Auch im Wahlprogramm des Bündnisses Sahra Wagenknecht werden Themen rund um den Islam und Muslime keine Beachtung geschenkt. „Wir fordern und fördern die Akzeptanz der Regeln des Grundgesetzes für ein friedliches Zusammenleben. Ein radikaler Islamismus, der die Scharia predigt, die Schaffung eines Kalifats in unserem Land herbeisehnt und den Hass auf unsere Kultur und unsere Werte schürt, hat in Deutschland und Thüringen nichts zu suchen“, heißt es dort.
Überdies möchte sich die Partei rassistischen und ausländerfeindlichen Strömungen mit voller Kraft entgegenstemmen und solchen „inakzeptablen Tendenzen den Nährboden entziehen“.
Die Grünen wollen die Vielfalt von Religionen und Weltanschauungen schützen. Hierzu gehört auch das muslimische Leben. Geplant sei eine stärkere Unterstützung der muslimischen Glaubensgemeinschaften bei der Verteidigung gegen antimuslimischen Rassismus, da Muslime in Thüringen nicht offen zu ihrem Glauben stehen können.
Ferner möchten die Grünen der Begegnung und dem Dialog von religiösen und nicht religiösen Schülern in der Schule mehr Raum geben und den Unterricht in den Fächern Religion und Ethik neu organisieren. Hierbei soll geprüft werden, inwieweit der Religionsunterricht zwischen anderen Religionsgemeinschaften als Hybridunterricht erteilt werden könne.

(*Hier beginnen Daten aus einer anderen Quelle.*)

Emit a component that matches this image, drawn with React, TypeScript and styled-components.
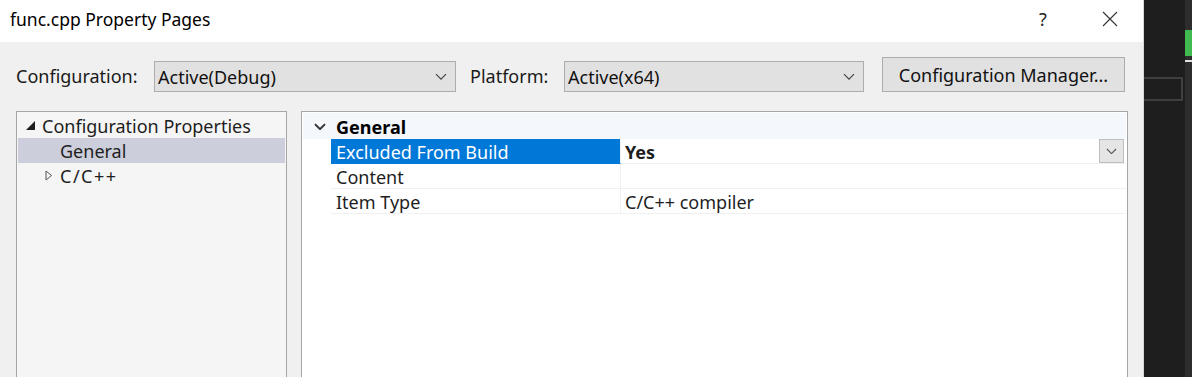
import React from "react";
import styled, { createGlobalStyle } from "styled-components";

const Global = createGlobalStyle`
  html, body { margin: 0; padding: 0; background: #1e1e1e; }
  body { font-family: "Noto Sans", "Open Sans", sans-serif; font-size: 18px; color: #000; }
  * { box-sizing: border-box; }
`;

const Screen = styled.div`
  display: flex;
  width: 1192px;
  height: 377px;
  overflow: hidden;
`;

const Dialog = styled.div`
  width: 1144px;
  height: 377px;
  background: #f0f0f0;
  display: flex;
  flex-direction: column;
  border-right: 1px solid #d8d8d8;
`;

const TitleBar = styled.div`
  height: 42px;
  background: #fff;
  display: flex;
  align-items: center;
  padding-left: 10px;
`;

const Title = styled.div`
  flex: 1;
  font-size: 17.5px;
  margin-top: -4px;
`;

const TitleButton = styled.div<{ $w: number; $mr: number }>`
  width: ${(p) => p.$w}px;
  margin-right: ${(p) => p.$mr}px;
  display: flex;
  align-items: center;
  justify-content: center;
  font-size: 18px;
  color: #222;
  margin-top: -4px;
`;

const Body = styled.div`
  flex: 1;
  display: flex;
  flex-direction: column;
  padding: 15px 0 0 16px;
`;

const Toolbar = styled.div`
  display: flex;
  align-items: flex-end;
  height: 35px;
`;

const Label = styled.div<{ $w: number }>`
  width: ${(p) => p.$w}px;
  height: 31px;
  line-height: 31px;
  font-size: 18px;
  color: #1a1a1a;
`;

const Combo = styled.div<{ $w: number; $mr: number }>`
  width: ${(p) => p.$w}px;
  margin-right: ${(p) => p.$mr}px;
  height: 31px;
  background: #e1e1e1;
  border: 1px solid #adadad;
  display: flex;
  align-items: center;
  padding-left: 3px;
  padding-right: 8px;
  font-size: 18px;
  color: #111;
`;

const ComboText = styled.div`
  flex: 1;
`;

const Button = styled.div`
  width: 243px;
  height: 35px;
  background: #e1e1e1;
  border: 1px solid #adadad;
  display: flex;
  align-items: center;
  justify-content: center;
  font-size: 18px;
  color: #111;
`;

const Panels = styled.div`
  display: flex;
  gap: 14px;
  margin-top: 19px;
  flex: 1;
`;

const Tree = styled.div`
  width: 271px;
  background: #f5f5f5;
  border: 1px solid #a6a6a6;
  border-bottom: none;
  padding: 1px 1px 0 1px;
  display: flex;
  flex-direction: column;
`;

const TreeRow = styled.div<{ $indent: number; $selected?: boolean }>`
  height: 25px;
  display: flex;
  align-items: center;
  padding-left: ${(p) => p.$indent}px;
  background: ${(p) => (p.$selected ? "#cccedb" : "transparent")};
  font-size: 18px;
  color: #1e1e1e;
`;

const Glyph = styled.span<{ $w: number }>`
  width: ${(p) => p.$w}px;
  display: inline-flex;
  align-items: center;
`;

const Wide = styled.span`
  letter-spacing: 1.5px;
`;

const Grid = styled.div`
  width: 827px;
  background: #fff;
  border: 1px solid #a6a6a6;
  border-bottom: none;
  padding: 1px 1px 0 1px;
  display: flex;
  flex-direction: column;
`;

const CategoryRow = styled.div`
  height: 26px;
  background: #f4f7fc;
  display: flex;
  align-items: center;
  font-weight: 700;
  font-size: 18px;
  padding-top: 1px;
`;

const CategoryToggle = styled.div`
  width: 33px;
  display: flex;
  align-items: center;
  justify-content: center;
`;

const PropRow = styled.div`
  height: 25px;
  display: flex;
  padding-left: 28px;
`;

const NameCell = styled.div<{ $selected?: boolean }>`
  width: 290px;
  display: flex;
  align-items: center;
  padding: 2px 0 0 5px;
  background: ${(p) => (p.$selected ? "#0078d7" : "#fff")};
  color: ${(p) => (p.$selected ? "#fff" : "#1e1e1e")};
  border-bottom: 1px solid ${(p) => (p.$selected ? "#0078d7" : "#f0f0f0")};
  border-right: 1px solid #f0f0f0;
  font-size: 18px;
`;

const ValueCell = styled.div<{ $bold?: boolean }>`
  flex: 1;
  display: flex;
  align-items: center;
  padding: 2px 0 0 4px;
  font-weight: ${(p) => (p.$bold ? 700 : 400)};
  border-bottom: 1px solid #f0f0f0;
  font-size: 18px;
  color: #1e1e1e;
`;

const ValueText = styled.div`
  flex: 1;
`;

const DropButton = styled.div`
  width: 25px;
  height: 24px;
  margin-top: -2px;
  background: #e5e5e5;
  border: 1px solid #bdbdbd;
  display: flex;
  align-items: center;
  justify-content: center;
  margin-right: 2px;
`;

const DarkSide = styled.div`
  width: 48px;
  height: 377px;
  display: flex;
  background: #1e1e1e;
`;

const DarkMain = styled.div`
  width: 41px;
  display: flex;
  flex-direction: column;
  padding-top: 77px;
`;

const DarkBox = styled.div`
  width: 39px;
  height: 24px;
  border: 2px solid #3f3f3f;
  border-left: none;
`;

const DarkStripe = styled.div`
  width: 7px;
  background: #2d2d2d;
  display: flex;
  flex-direction: column;
  padding-top: 30px;
`;

const GreenMark = styled.div`
  height: 26px;
  background: #3fb950;
`;

const WhiteMark = styled.div`
  height: 2px;
  margin-top: 4px;
  background: #e0e0e0;
`;

const Chevron = ({ size = 12, color = "#444", weight = 1.2 }: { size?: number; color?: string; weight?: number }) => (
  <svg width={size} height={size * 0.6} viewBox="0 0 12 7">
    <path d="M1 1 L6 6 L11 1" fill="none" stroke={color} strokeWidth={weight} />
  </svg>
);

export default function App() {
  return (
    <>
      <Global />
      <Screen>
        <Dialog>
          <TitleBar>
            <Title>func.cpp Property Pages</Title>
            <TitleButton $w={40} $mr={30}>?</TitleButton>
            <TitleButton $w={34} $mr={16}>
              <svg width="16" height="16" viewBox="0 0 16 16">
                <path d="M1 1 L15 15 M15 1 L1 15" stroke="#333" strokeWidth="1.1" />
              </svg>
            </TitleButton>
          </TitleBar>
          <Body>
            <Toolbar>
              <Label $w={138}>Configuration:</Label>
              <Combo $w={302} $mr={14}>
                <ComboText>Active(Debug)</ComboText>
                <Chevron />
              </Combo>
              <Label $w={94}>Platform:</Label>
              <Combo $w={300} $mr={18}>
                <ComboText>Active(x64)</ComboText>
                <Chevron />
              </Combo>
              <Button>Configuration Manager...</Button>
            </Toolbar>
            <Panels>
              <Tree>
                <TreeRow $indent={8}>
                  <Glyph $w={16}>
                    <svg width="9" height="9" viewBox="0 0 9 9">
                      <path d="M9 0 L9 9 L0 9 Z" fill="#1e1e1e" />
                    </svg>
                  </Glyph>
                  Configuration Properties
                </TreeRow>
                <TreeRow $indent={42} $selected>
                  General
                </TreeRow>
                <TreeRow $indent={27}>
                  <Glyph $w={15}>
                    <svg width="8" height="11" viewBox="0 0 8 11">
                      <path d="M1 1 L6.5 5.5 L1 10 Z" fill="none" stroke="#555" strokeWidth="1" />
                    </svg>
                  </Glyph>
                  <Wide>C/C++</Wide>
                </TreeRow>
              </Tree>
              <Grid>
                <CategoryRow>
                  <CategoryToggle>
                    <Chevron size={12} color="#333" weight={2} />
                  </CategoryToggle>
                  General
                </CategoryRow>
                <PropRow>
                  <NameCell $selected>Excluded From Build</NameCell>
                  <ValueCell $bold>
                    <ValueText>Yes</ValueText>
                    <DropButton>
                      <Chevron size={11} color="#555" />
                    </DropButton>
                  </ValueCell>
                </PropRow>
                <PropRow>
                  <NameCell>Content</NameCell>
                  <ValueCell />
                </PropRow>
                <PropRow>
                  <NameCell>Item Type</NameCell>
                  <ValueCell>C/C++ compiler</ValueCell>
                </PropRow>
              </Grid>
            </Panels>
          </Body>
        </Dialog>
        <DarkSide>
          <DarkMain>
            <DarkBox />
          </DarkMain>
          <DarkStripe>
            <GreenMark />
            <WhiteMark />
          </DarkStripe>
        </DarkSide>
      </Screen>
    </>
  );
}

Im Wahlprogramm der SPD und der FDP gibt es keine spezifischen Aussagen oder Maßnahmen, die das muslimische Leben betreffen. Die SPD will aber eine Studie über Demokratiefeindlichkeit und Rassismus in den Sicherheitsbehörden auf den Weg bringen und an der Umsetzung der Handlungsempfehlungen der Untersuchungsausschüsse zu den NSU-Morden als auch der Enquetekommission gegen Rassismus und Diskriminierungen weiterarbeiten. Und die FDP möchte sich in der Schulbildung auf „die Erscheinungsformen von moderner rechter, linker, islamistischer und antisemitischer Radikalisierung“ konzentrieren.